**Stated problem**
Without the pictures, can you quote each line below exactly?

────────────────────

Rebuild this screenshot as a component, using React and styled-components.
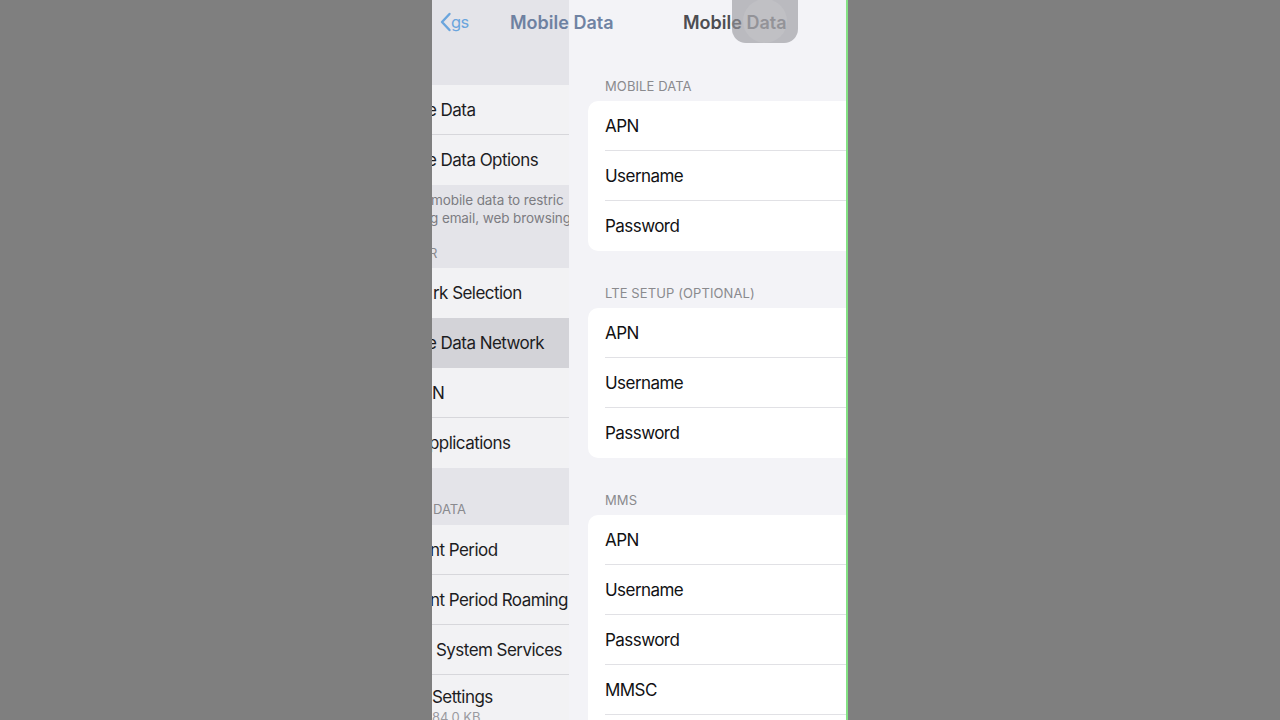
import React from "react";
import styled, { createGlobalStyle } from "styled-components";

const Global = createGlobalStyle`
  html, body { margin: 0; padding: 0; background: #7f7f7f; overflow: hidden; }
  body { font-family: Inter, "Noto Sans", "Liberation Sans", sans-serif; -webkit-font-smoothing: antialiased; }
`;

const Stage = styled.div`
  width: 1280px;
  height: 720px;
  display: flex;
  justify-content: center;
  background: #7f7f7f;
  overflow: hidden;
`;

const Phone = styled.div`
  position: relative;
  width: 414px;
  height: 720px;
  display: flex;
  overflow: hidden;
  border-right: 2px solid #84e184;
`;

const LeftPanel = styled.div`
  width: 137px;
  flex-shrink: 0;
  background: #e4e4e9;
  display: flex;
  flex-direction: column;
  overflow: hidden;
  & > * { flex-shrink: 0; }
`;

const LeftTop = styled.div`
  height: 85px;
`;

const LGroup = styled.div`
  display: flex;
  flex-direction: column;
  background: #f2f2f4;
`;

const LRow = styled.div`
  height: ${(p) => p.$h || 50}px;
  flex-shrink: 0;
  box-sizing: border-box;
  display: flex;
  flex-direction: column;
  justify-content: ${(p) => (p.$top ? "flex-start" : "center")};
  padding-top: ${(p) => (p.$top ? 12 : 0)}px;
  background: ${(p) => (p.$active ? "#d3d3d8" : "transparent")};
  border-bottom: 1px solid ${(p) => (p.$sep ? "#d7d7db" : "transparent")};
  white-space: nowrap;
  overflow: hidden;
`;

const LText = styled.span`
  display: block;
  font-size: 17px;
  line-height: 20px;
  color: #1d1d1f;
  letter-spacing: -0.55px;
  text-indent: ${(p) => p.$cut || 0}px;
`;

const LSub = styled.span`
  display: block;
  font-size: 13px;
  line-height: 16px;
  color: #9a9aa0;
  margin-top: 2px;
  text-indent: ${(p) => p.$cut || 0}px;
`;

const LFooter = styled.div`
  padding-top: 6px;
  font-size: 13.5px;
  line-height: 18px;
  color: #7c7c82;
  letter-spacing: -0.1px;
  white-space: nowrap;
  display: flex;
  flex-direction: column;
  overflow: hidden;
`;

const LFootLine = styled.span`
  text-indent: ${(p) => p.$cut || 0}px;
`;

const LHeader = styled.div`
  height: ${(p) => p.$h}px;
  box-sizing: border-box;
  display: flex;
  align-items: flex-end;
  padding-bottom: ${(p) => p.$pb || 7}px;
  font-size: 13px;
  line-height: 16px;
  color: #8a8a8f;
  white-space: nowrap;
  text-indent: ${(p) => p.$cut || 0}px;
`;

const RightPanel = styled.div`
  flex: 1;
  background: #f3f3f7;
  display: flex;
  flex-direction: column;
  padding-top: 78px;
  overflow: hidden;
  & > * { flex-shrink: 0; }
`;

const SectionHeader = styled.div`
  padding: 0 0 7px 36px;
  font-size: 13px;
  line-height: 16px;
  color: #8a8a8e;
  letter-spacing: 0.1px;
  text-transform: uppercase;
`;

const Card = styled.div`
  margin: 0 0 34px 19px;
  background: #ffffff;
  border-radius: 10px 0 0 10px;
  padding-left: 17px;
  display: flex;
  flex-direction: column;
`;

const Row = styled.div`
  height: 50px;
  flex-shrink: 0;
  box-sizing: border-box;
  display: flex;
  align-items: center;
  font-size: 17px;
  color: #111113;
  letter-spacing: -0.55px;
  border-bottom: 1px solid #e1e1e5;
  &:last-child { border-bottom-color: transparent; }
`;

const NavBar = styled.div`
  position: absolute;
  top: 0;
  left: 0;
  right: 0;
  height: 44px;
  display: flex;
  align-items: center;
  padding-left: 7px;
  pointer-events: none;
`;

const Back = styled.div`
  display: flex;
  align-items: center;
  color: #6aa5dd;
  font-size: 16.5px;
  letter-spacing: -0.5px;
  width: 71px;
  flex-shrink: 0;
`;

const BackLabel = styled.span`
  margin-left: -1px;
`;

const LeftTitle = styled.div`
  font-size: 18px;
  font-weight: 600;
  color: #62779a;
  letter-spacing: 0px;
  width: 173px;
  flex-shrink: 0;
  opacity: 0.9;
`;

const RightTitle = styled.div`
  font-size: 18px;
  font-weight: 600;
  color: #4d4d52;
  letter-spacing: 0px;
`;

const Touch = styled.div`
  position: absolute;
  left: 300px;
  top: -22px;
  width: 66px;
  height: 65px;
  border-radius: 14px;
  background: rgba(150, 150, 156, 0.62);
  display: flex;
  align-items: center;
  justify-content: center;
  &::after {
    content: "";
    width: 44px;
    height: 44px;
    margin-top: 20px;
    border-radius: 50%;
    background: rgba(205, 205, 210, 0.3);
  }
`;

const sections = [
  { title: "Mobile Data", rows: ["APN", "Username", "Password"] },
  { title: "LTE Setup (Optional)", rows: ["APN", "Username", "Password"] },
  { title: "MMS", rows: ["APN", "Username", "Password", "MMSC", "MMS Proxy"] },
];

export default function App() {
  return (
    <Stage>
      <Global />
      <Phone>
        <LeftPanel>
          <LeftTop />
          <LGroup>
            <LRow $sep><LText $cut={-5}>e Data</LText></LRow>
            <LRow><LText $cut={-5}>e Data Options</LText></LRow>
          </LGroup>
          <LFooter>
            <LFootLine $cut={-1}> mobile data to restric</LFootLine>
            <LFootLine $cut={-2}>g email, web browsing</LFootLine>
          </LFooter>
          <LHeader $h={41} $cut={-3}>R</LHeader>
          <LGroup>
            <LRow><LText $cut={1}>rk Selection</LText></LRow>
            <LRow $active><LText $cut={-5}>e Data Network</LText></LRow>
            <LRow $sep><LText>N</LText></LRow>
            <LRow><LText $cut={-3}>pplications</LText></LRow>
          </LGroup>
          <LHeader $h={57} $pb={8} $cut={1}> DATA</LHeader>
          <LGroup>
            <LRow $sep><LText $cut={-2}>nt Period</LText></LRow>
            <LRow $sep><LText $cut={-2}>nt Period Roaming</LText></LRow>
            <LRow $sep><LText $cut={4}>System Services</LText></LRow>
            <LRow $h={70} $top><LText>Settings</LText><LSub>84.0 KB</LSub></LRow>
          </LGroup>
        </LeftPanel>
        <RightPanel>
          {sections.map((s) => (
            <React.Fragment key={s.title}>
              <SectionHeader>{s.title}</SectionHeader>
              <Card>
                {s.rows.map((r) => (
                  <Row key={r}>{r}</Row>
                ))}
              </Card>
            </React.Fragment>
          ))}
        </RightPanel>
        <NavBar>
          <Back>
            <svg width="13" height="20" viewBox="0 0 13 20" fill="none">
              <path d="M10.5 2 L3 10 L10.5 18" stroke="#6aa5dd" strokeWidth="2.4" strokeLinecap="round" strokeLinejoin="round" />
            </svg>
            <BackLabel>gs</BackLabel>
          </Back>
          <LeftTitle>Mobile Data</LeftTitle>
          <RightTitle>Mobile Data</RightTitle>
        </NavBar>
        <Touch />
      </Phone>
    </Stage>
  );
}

────────────────────

**Response below**
Rebuild this screenshot as a component, using React and styled-components.
import React from "react";
import styled, { createGlobalStyle } from "styled-components";

const Global = createGlobalStyle`
  html, body { margin: 0; padding: 0; background: #7f7f7f; overflow: hidden; }
  body { font-family: Inter, "Noto Sans", "Liberation Sans", sans-serif; -webkit-font-smoothing: antialiased; }
`;

const Stage = styled.div`
  width: 1280px;
  height: 720px;
  display: flex;
  justify-content: center;
  background: #7f7f7f;
  overflow: hidden;
`;

const Phone = styled.div`
  position: relative;
  width: 414px;
  height: 720px;
  display: flex;
  overflow: hidden;
  border-right: 2px solid #84e184;
`;

const LeftPanel = styled.div`
  width: 137px;
  flex-shrink: 0;
  background: #e4e4e9;
  display: flex;
  flex-direction: column;
  overflow: hidden;
  & > * { flex-shrink: 0; }
`;

const LeftTop = styled.div`
  height: 85px;
`;

const LGroup = styled.div`
  display: flex;
  flex-direction: column;
  background: #f2f2f4;
`;

const LRow = styled.div`
  height: ${(p) => p.$h || 50}px;
  flex-shrink: 0;
  box-sizing: border-box;
  display: flex;
  flex-direction: column;
  justify-content: ${(p) => (p.$top ? "flex-start" : "center")};
  padding-top: ${(p) => (p.$top ? 12 : 0)}px;
  background: ${(p) => (p.$active ? "#d3d3d8" : "transparent")};
  border-bottom: 1px solid ${(p) => (p.$sep ? "#d7d7db" : "transparent")};
  white-space: nowrap;
  overflow: hidden;
`;

const LText = styled.span`
  display: block;
  font-size: 17px;
  line-height: 20px;
  color: #1d1d1f;
  letter-spacing: -0.55px;
  text-indent: ${(p) => p.$cut || 0}px;
`;

const LSub = styled.span`
  display: block;
  font-size: 13px;
  line-height: 16px;
  color: #9a9aa0;
  margin-top: 2px;
  text-indent: ${(p) => p.$cut || 0}px;
`;

const LFooter = styled.div`
  padding-top: 6px;
  font-size: 13.5px;
  line-height: 18px;
  color: #7c7c82;
  letter-spacing: -0.1px;
  white-space: nowrap;
  display: flex;
  flex-direction: column;
  overflow: hidden;
`;

const LFootLine = styled.span`
  text-indent: ${(p) => p.$cut || 0}px;
`;

const LHeader = styled.div`
  height: ${(p) => p.$h}px;
  box-sizing: border-box;
  display: flex;
  align-items: flex-end;
  padding-bottom: ${(p) => p.$pb || 7}px;
  font-size: 13px;
  line-height: 16px;
  color: #8a8a8f;
  white-space: nowrap;
  text-indent: ${(p) => p.$cut || 0}px;
`;

const RightPanel = styled.div`
  flex: 1;
  background: #f3f3f7;
  display: flex;
  flex-direction: column;
  padding-top: 78px;
  overflow: hidden;
  & > * { flex-shrink: 0; }
`;

const SectionHeader = styled.div`
  padding: 0 0 7px 36px;
  font-size: 13px;
  line-height: 16px;
  color: #8a8a8e;
  letter-spacing: 0.1px;
  text-transform: uppercase;
`;

const Card = styled.div`
  margin: 0 0 34px 19px;
  background: #ffffff;
  border-radius: 10px 0 0 10px;
  padding-left: 17px;
  display: flex;
  flex-direction: column;
`;

const Row = styled.div`
  height: 50px;
  flex-shrink: 0;
  box-sizing: border-box;
  display: flex;
  align-items: center;
  font-size: 17px;
  color: #111113;
  letter-spacing: -0.55px;
  border-bottom: 1px solid #e1e1e5;
  &:last-child { border-bottom-color: transparent; }
`;

const NavBar = styled.div`
  position: absolute;
  top: 0;
  left: 0;
  right: 0;
  height: 44px;
  display: flex;
  align-items: center;
  padding-left: 7px;
  pointer-events: none;
`;

const Back = styled.div`
  display: flex;
  align-items: center;
  color: #6aa5dd;
  font-size: 16.5px;
  letter-spacing: -0.5px;
  width: 71px;
  flex-shrink: 0;
`;

const BackLabel = styled.span`
  margin-left: -1px;
`;

const LeftTitle = styled.div`
  font-size: 18px;
  font-weight: 600;
  color: #62779a;
  letter-spacing: 0px;
  width: 173px;
  flex-shrink: 0;
  opacity: 0.9;
`;

const RightTitle = styled.div`
  font-size: 18px;
  font-weight: 600;
  color: #4d4d52;
  letter-spacing: 0px;
`;

const Touch = styled.div`
  position: absolute;
  left: 300px;
  top: -22px;
  width: 66px;
  height: 65px;
  border-radius: 14px;
  background: rgba(150, 150, 156, 0.62);
  display: flex;
  align-items: center;
  justify-content: center;
  &::after {
    content: "";
    width: 44px;
    height: 44px;
    margin-top: 20px;
    border-radius: 50%;
    background: rgba(205, 205, 210, 0.3);
  }
`;

const sections = [
  { title: "Mobile Data", rows: ["APN", "Username", "Password"] },
  { title: "LTE Setup (Optional)", rows: ["APN", "Username", "Password"] },
  { title: "MMS", rows: ["APN", "Username", "Password", "MMSC", "MMS Proxy"] },
];

export default function App() {
  return (
    <Stage>
      <Global />
      <Phone>
        <LeftPanel>
          <LeftTop />
          <LGroup>
            <LRow $sep><LText $cut={-5}>e Data</LText></LRow>
            <LRow><LText $cut={-5}>e Data Options</LText></LRow>
          </LGroup>
          <LFooter>
            <LFootLine $cut={-1}> mobile data to restric</LFootLine>
            <LFootLine $cut={-2}>g email, web browsing</LFootLine>
          </LFooter>
          <LHeader $h={41} $cut={-3}>R</LHeader>
          <LGroup>
            <LRow><LText $cut={1}>rk Selection</LText></LRow>
            <LRow $active><LText $cut={-5}>e Data Network</LText></LRow>
            <LRow $sep><LText>N</LText></LRow>
            <LRow><LText $cut={-3}>pplications</LText></LRow>
          </LGroup>
          <LHeader $h={57} $pb={8} $cut={1}> DATA</LHeader>
          <LGroup>
            <LRow $sep><LText $cut={-2}>nt Period</LText></LRow>
            <LRow $sep><LText $cut={-2}>nt Period Roaming</LText></LRow>
            <LRow $sep><LText $cut={4}>System Services</LText></LRow>
            <LRow $h={70} $top><LText>Settings</LText><LSub>84.0 KB</LSub></LRow>
          </LGroup>
        </LeftPanel>
        <RightPanel>
          {sections.map((s) => (
            <React.Fragment key={s.title}>
              <SectionHeader>{s.title}</SectionHeader>
              <Card>
                {s.rows.map((r) => (
                  <Row key={r}>{r}</Row>
                ))}
              </Card>
            </React.Fragment>
          ))}
        </RightPanel>
        <NavBar>
          <Back>
            <svg width="13" height="20" viewBox="0 0 13 20" fill="none">
              <path d="M10.5 2 L3 10 L10.5 18" stroke="#6aa5dd" strokeWidth="2.4" strokeLinecap="round" strokeLinejoin="round" />
            </svg>
            <BackLabel>gs</BackLabel>
          </Back>
          <LeftTitle>Mobile Data</LeftTitle>
          <RightTitle>Mobile Data</RightTitle>
        </NavBar>
        <Touch />
      </Phone>
    </Stage>
  );
}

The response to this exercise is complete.